Task instructions> Copy each line of the material below that includes the string "this".

[Records with interface code]
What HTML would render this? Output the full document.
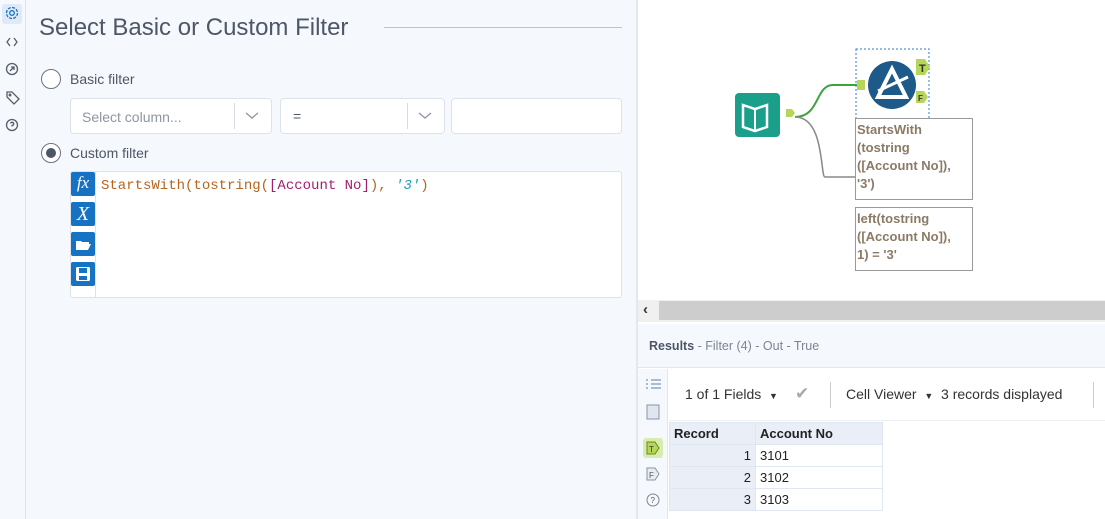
<!DOCTYPE html>
<html><head><style>
*{margin:0;padding:0;box-sizing:border-box}
body{width:1105px;height:519px;overflow:hidden;background:#fff;font-family:"Liberation Sans",sans-serif;position:relative}
.abs{position:absolute}
.sb{left:0;top:0;width:26px;height:519px;background:#f5f8fd;border-right:1px solid #dfe3ea}
.main{left:26px;top:0;width:610px;height:519px;background:#f5f8fd}
.div{left:636px;top:0;width:2px;height:519px;background:#e4e7ec}
.box{background:#fff;border:1px solid #dde3ec;border-radius:4px}
.btn{width:24px;height:24px;background:#1673c4;border-radius:2px;color:#fff;text-align:center}
.code{font-family:"Liberation Mono",monospace;font-size:14px}
.note{background:#fff;border:1px solid #999;font-size:13px;color:#8a7a66;font-weight:bold;line-height:18px;padding:2px 1px}
td{border:1px solid #dfe6f0;font-size:13px;height:22px;padding:0 4px;color:#222}
</style></head><body>
<div class="abs sb"></div>
<div class="abs" style="left:2px;top:4px;width:20px;height:20px;background:#dfe9f7;border-radius:3px"></div>
<svg class="abs" style="left:4px;top:5px" width="16" height="135" viewBox="0 0 16 135" fill="none" stroke="#555e6b" stroke-width="1.3">
<circle cx="8" cy="8" r="2.3" stroke="#1673c4"/><circle cx="8" cy="8" r="5.5" stroke="#1673c4" stroke-dasharray="3 1.3"/>
<path d="M6 33l-3 4 3 4M10 33l3 4-3 4"/>
<circle cx="8" cy="64" r="5.5"/><path d="M6 66l4-4M7 62h3v3"/>
<path d="M3 87v5l7 7 5-5-7-7z"/><circle cx="6" cy="90" r="0.8"/>
<circle cx="8" cy="120" r="5.5"/><path d="M6.5 118.5a1.6 1.6 0 1 1 1.5 2v1"/>
</svg>
<div class="abs main"></div>
<div class="abs" style="left:39px;top:14px;font-size:24px;color:#4d5766">Select Basic or Custom Filter</div>
<div class="abs" style="left:384px;top:27px;width:238px;height:1px;background:#bfc4cc"></div>
<div class="abs" style="left:41px;top:69px;width:20px;height:20px;border:1.5px solid #6d7480;border-radius:50%;background:#fff"></div>
<div class="abs" style="left:70px;top:71px;font-size:14px;color:#4d5766">Basic filter</div>
<div class="abs box" style="left:70px;top:98px;width:202px;height:36px"></div>
<div class="abs" style="left:82px;top:109px;font-size:14px;color:#8e96a3">Select column...</div>
<div class="abs" style="left:234px;top:103px;width:1px;height:26px;background:#d6dbe3"></div>
<svg class="abs" style="left:245px;top:112px" width="14" height="8"><path d="M1 1l6 5 6-5" stroke="#8e96a3" fill="none" stroke-width="1.3"/></svg>
<div class="abs box" style="left:280px;top:98px;width:165px;height:36px"></div>
<div class="abs" style="left:293px;top:108px;font-size:14px;color:#4d5766">=</div>
<div class="abs" style="left:407px;top:103px;width:1px;height:26px;background:#d6dbe3"></div>
<svg class="abs" style="left:418px;top:112px" width="14" height="8"><path d="M1 1l6 5 6-5" stroke="#8e96a3" fill="none" stroke-width="1.3"/></svg>
<div class="abs box" style="left:451px;top:98px;width:171px;height:36px"></div>
<div class="abs" style="left:41px;top:143px;width:20px;height:20px;border:1.5px solid #6d7480;border-radius:50%;background:#fff"></div>
<div class="abs" style="left:46px;top:148px;width:10px;height:10px;border-radius:50%;background:#4d5766"></div>
<div class="abs" style="left:70px;top:145px;font-size:14px;color:#4d5766">Custom filter</div>
<div class="abs box" style="left:70px;top:171px;width:552px;height:127px;border-radius:3px"></div>
<div class="abs" style="left:95px;top:172px;width:1px;height:125px;background:#dde3ec"></div>
<div class="abs btn" style="left:71px;top:172px;font-family:'Liberation Serif',serif;font-style:italic;font-size:17px;line-height:22px">fx</div>
<div class="abs btn" style="left:71px;top:202px;font-family:'Liberation Serif',serif;font-style:italic;font-size:20px;line-height:24px">X</div>
<div class="abs btn" style="left:71px;top:232px"><svg width="24" height="24"><path d="M5 9h5l1 1h7v2H9l-3 6H5z M9 12h11l-3 6H6z" fill="#fff"/></svg></div>
<div class="abs btn" style="left:71px;top:262px"><svg width="24" height="24"><rect x="5" y="5" width="14" height="14" rx="1.5" fill="#fff"/><rect x="8" y="6" width="8" height="5" fill="#1673c4"/><rect x="8" y="14" width="8" height="4" fill="#1673c4"/></svg></div>
<div class="abs code" style="left:101px;top:178px;color:#b5651d">StartsWith(tostring(<span style="color:#a3206f">[Account No]</span>), <span style="color:#1e9db5;font-style:italic">'3'</span>)</div>
<div class="abs div"></div>
<!-- canvas -->
<svg class="abs" style="left:730px;top:45px" width="250" height="230">
<path d="M65 72c25 0 20-32 38-32h26" stroke="#3aa63a" stroke-width="2" fill="none"/>
<path d="M65 72c30 0 25 60 30 60h32" stroke="#888" stroke-width="1.5" fill="none"/>
<rect x="5" y="48" width="45" height="44" rx="4" fill="#1aa08a"/>
<path d="M13 60l12 4 12-4v22l-12 4-12-4z" fill="none" stroke="#fff" stroke-width="2.5"/><path d="M25 64v22" stroke="#fff" stroke-width="2"/>
<path d="M56 64h6l3 4-3 4h-6z" fill="#b6d65a"/>
<rect x="126" y="4" width="73" height="70" fill="none" stroke="#2a7fd4" stroke-dasharray="2 2"/>
<rect x="127" y="35" width="8" height="10" fill="#b6d65a"/>
<circle cx="162" cy="40" r="24" fill="#1d5a8a"/>
<path d="M162 24l-14 28h28z" fill="none" stroke="#fff" stroke-width="4"/><path d="M148 46l30-14" stroke="#fff" stroke-width="3"/>
<path d="M186 14h9l5 8-5 8h-9z" fill="#b6d65a"/><text x="189" y="27" font-size="11" font-weight="bold" fill="#333" font-family="Liberation Sans">T</text>
<path d="M186 46h8l4 6-4 6h-8z" fill="#b6d65a"/><text x="188" y="56" font-size="8" font-weight="bold" fill="#333" font-family="Liberation Sans">F</text>
</svg>
<div class="abs note" style="left:855px;top:118px;width:118px;height:82px">StartsWith<br>(tostring<br>([Account No]),<br>'3')</div>
<div class="abs note" style="left:855px;top:207px;width:118px;height:64px">left(tostring<br>([Account No]),<br>1) = '3'</div>
<!-- scrollbar -->
<div class="abs" style="left:638px;top:300px;width:467px;height:22px;background:#f0f0f0"></div>
<div class="abs" style="left:659px;top:301px;width:446px;height:19px;background:#cdcdcd"></div>
<div class="abs" style="left:643px;top:301px;font-size:15px;font-weight:bold;color:#333">‹</div>
<div class="abs" style="left:638px;top:324px;width:467px;height:44px;background:#f5f8fd;border-bottom:1px solid #e2e6ec"></div>
<div class="abs" style="left:649px;top:339px;font-size:12.5px;color:#7b8594"><b style="color:#4d5766">Results</b> - Filter (4) - Out - True</div>
<div class="abs" style="left:638px;top:369px;width:30px;height:150px;background:#f5f8fd;border-right:1px solid #e2e6ec"></div>
<svg class="abs" style="left:643px;top:376px" width="22" height="138" fill="none" stroke="#7b8594">
<path d="M3 4h2M8 4h10M3 8h2M8 8h10M3 12h2M8 12h10" stroke="#5a7aa8"/>
<rect x="4" y="29" width="12" height="14" fill="#dfe6f0" stroke="#8895a8"/>
<rect x="0" y="62" width="20" height="20" rx="3" fill="#d8ecb0" stroke="none"/>
<path d="M4 66h8l4 6-4 6H4z" fill="#b6d65a" stroke="#6a8a20"/><text x="6" y="76" font-size="8" fill="#333" stroke="none" font-family="Liberation Sans">T</text>
<path d="M4 92h8l4 6-4 6H4z" fill="#e8ecf3" stroke="#8895a8"/><text x="6" y="102" font-size="8" fill="#555" stroke="none" font-family="Liberation Sans">F</text>
<circle cx="10" cy="124" r="6"/><text x="7.5" y="127" font-size="8" fill="#555" stroke="none" font-family="Liberation Sans">?</text>
</svg>
<div class="abs" style="left:669px;top:369px;width:436px;height:52px;background:#fff;border-bottom:1px solid #eef0f4"></div>
<div class="abs" style="left:685px;top:386px;font-size:14px;color:#333">1 of 1 Fields &nbsp;<span style="font-size:9px">▼</span></div>
<div class="abs" style="left:795px;top:384px;font-size:17px;color:#aaa">✔</div>
<div class="abs" style="left:830px;top:382px;width:1px;height:26px;background:#ccc"></div>
<div class="abs" style="left:846px;top:386px;font-size:14px;color:#333">Cell Viewer &nbsp;<span style="font-size:9px">▼</span>&nbsp; 3 records displayed</div>
<div class="abs" style="left:1093px;top:382px;width:1px;height:26px;background:#ccc"></div>
<table class="abs" style="left:669px;top:422px;border-collapse:collapse">
<tr style="background:#e9eef7;font-weight:bold"><td style="width:86px;font-weight:bold">Record</td><td style="width:127px;font-weight:bold">Account No</td></tr>
<tr><td style="text-align:right;background:#e9eef7">1</td><td>3101</td></tr>
<tr><td style="text-align:right;background:#e9eef7">2</td><td>3102</td></tr>
<tr><td style="text-align:right;background:#e9eef7">3</td><td>3103</td></tr>
</table>
</body></html>
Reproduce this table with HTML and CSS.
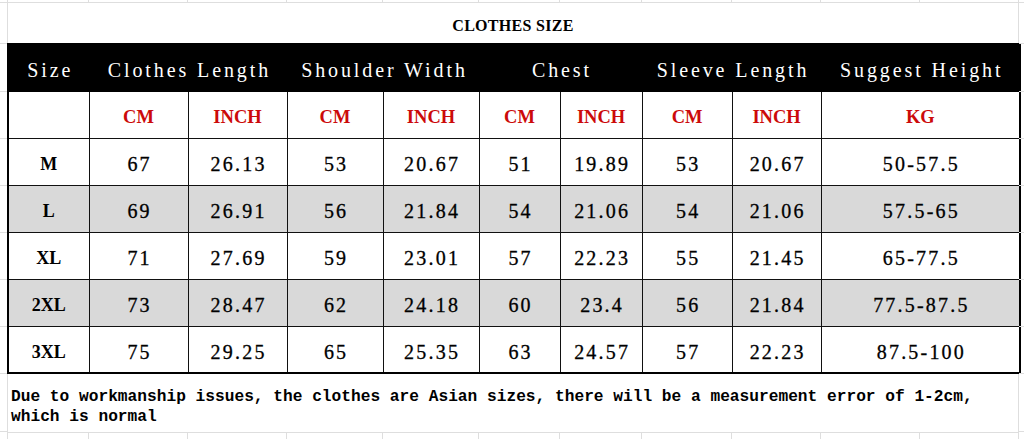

Correct output>
What HTML would render this? Output the full document.
Reproduce this table with HTML and CSS.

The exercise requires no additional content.